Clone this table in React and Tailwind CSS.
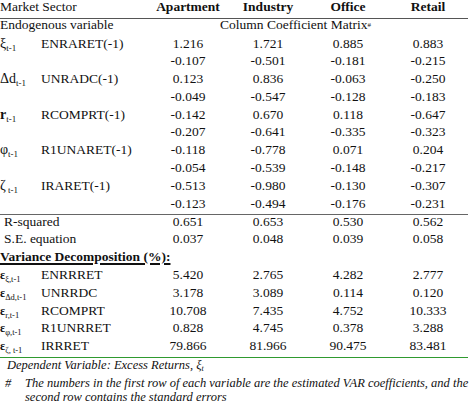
import React from "react";

const cols = "grid grid-cols-[41px_107px_80px_80px_80px_80px] w-[468px]";

const Sub = ({ children }) => (
  <span className="text-[9px] [vertical-align:-3px]">{children}</span>
);

const coefRows = [
  {
    sym: <>ξ<Sub>t-1</Sub></>,
    name: "ENRARET(-1)",
    v: ["1.216", "1.721", "0.885", "0.883"],
    se: ["-0.107", "-0.501", "-0.181", "-0.215"],
  },
  {
    sym: <>Δd<Sub>t-1</Sub></>,
    name: "UNRADC(-1)",
    v: ["0.123", "0.836", "-0.063", "-0.250"],
    se: ["-0.049", "-0.547", "-0.128", "-0.183"],
  },
  {
    sym: <><span className="font-bold">r</span><Sub>t-1</Sub></>,
    name: "RCOMPRT(-1)",
    v: ["-0.142", "0.670", "0.118", "-0.647"],
    se: ["-0.207", "-0.641", "-0.335", "-0.323"],
  },
  {
    sym: <>φ<Sub>t-1</Sub></>,
    name: "R1UNARET(-1)",
    v: ["-0.118", "-0.778", "0.071", "0.204"],
    se: ["-0.054", "-0.539", "-0.148", "-0.217"],
  },
  {
    sym: <>ζ<Sub>&nbsp;t-1</Sub></>,
    name: "IRARET(-1)",
    v: ["-0.513", "-0.980", "-0.130", "-0.307"],
    se: ["-0.123", "-0.494", "-0.176", "-0.231"],
  },
];

const varRows = [
  { sub: "ξ,t-1", name: "ENRRRET", v: ["5.420", "2.765", "4.282", "2.777"] },
  { sub: "Δd,t-1", name: "UNRRDC", v: ["3.178", "3.089", "0.114", "0.120"] },
  { sub: "r,t-1", name: "RCOMPRT", v: ["10.708", "7.435", "4.752", "10.333"] },
  { sub: "φ,t-1", name: "R1UNRRET", v: ["0.828", "4.745", "0.378", "3.288"] },
  { sub: "ζ, t-1", name: "IRRRET", v: ["79.866", "81.966", "90.475", "83.481"] },
];

const Values = ({ v }) =>
  v.map((x, i) => (
    <div key={i} className="text-center">
      {x}
    </div>
  ));

export default function App() {
  return (
    <div className="w-[474px] h-[402px] overflow-hidden bg-white text-[#111] font-['Liberation_Serif',serif] text-[13.5px]">
      {/* header */}
      <div className={`${cols} h-[18.5px] leading-[14px] border-b-[1.5px] border-[#555]`}>
        <div className="col-span-2">Market Sector</div>
        <div className="text-center font-bold">Apartment</div>
        <div className="text-center font-bold">Industry</div>
        <div className="text-center font-bold">Office</div>
        <div className="text-center font-bold">Retail</div>
      </div>

      <div className={`${cols} h-[16px] leading-[12px]`}>
        <div className="col-span-2">Endogenous variable</div>
        <div className="col-span-4 pl-[72px] whitespace-nowrap">
          Column Coefficient Matrix<span className="text-[7px] align-top">#</span>
        </div>
      </div>

      {coefRows.map((r) => (
        <React.Fragment key={r.name}>
          <div className={`${cols} h-[17.8px] leading-[17.8px]`}>
            <div className="text-[14px] whitespace-nowrap">{r.sym}</div>
            <div>{r.name}</div>
            <Values v={r.v} />
          </div>
          <div className={`${cols} h-[17.8px] leading-[17.8px]`}>
            <div />
            <div />
            <Values v={r.se} />
          </div>
        </React.Fragment>
      ))}

      <div className="mt-[2px] w-[468px] border-t-[1.5px] border-[#666]" />

      <div className={`${cols} h-[15px] leading-[13px]`}>
        <div className="col-span-2 pl-[4px]">R-squared</div>
        <Values v={["0.651", "0.653", "0.530", "0.562"]} />
      </div>
      <div className={`${cols} h-[17.8px] leading-[17.8px]`}>
        <div className="col-span-2 pl-[4px]">S.E. equation</div>
        <Values v={["0.037", "0.048", "0.039", "0.058"]} />
      </div>

      <div className="h-[17.8px] leading-[17.8px] font-bold">
        <span className="underline decoration-[1.5px] underline-offset-[2px]">
          Variance Decomposition (%):
        </span>
      </div>

      {varRows.map((r) => (
        <div key={r.name} className={`${cols} h-[17.8px] leading-[17.8px]`}>
          <div className="whitespace-nowrap">
            <span className="font-bold text-[12px]">ε</span>
            <span className="text-[8.5px] [vertical-align:-3px]">{r.sub}</span>
          </div>
          <div>{r.name}</div>
          <Values v={r.v} />
        </div>
      ))}

      <div className="mt-[2px] w-[468px] border-t-[1.5px] border-[#2f9a2f]" />

      {/* notes */}
      <div className="italic text-[12.5px] leading-[14px] whitespace-nowrap">
        <div className="pl-[7px]">
          Dependent Variable: Excess Returns, ξ
          <span className="text-[8px] [vertical-align:-2px]">t</span>
        </div>
        <div className="flex">
          <div className="w-[25px] pl-[5px] shrink-0">#</div>
          <div>
            The numbers in the first row of each variable are the estimated VAR coefficients, and the
            <br />
            second row contains the standard errors
          </div>
        </div>
      </div>
    </div>
  );
}
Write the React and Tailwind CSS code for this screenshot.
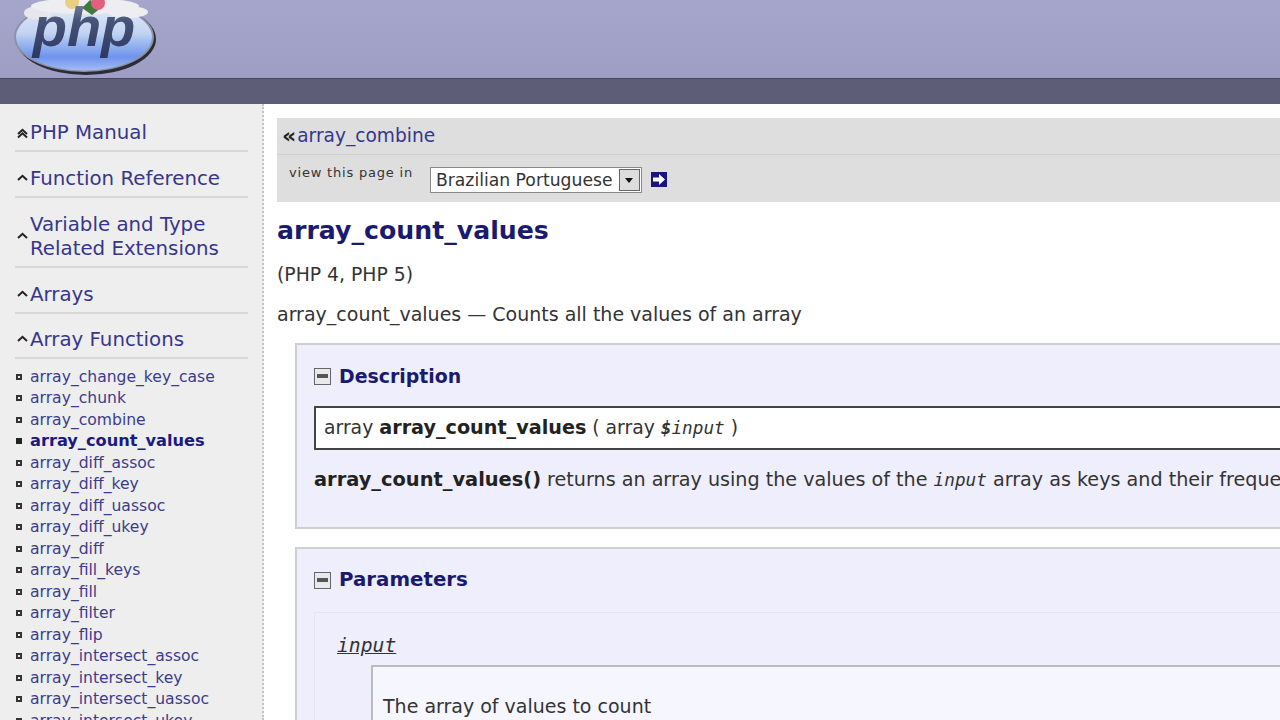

-------------------------

**Exercise directions:** In the entries above, count each line holding "Tailwind" and report the total and nothing more.

**Exercise solution:** 2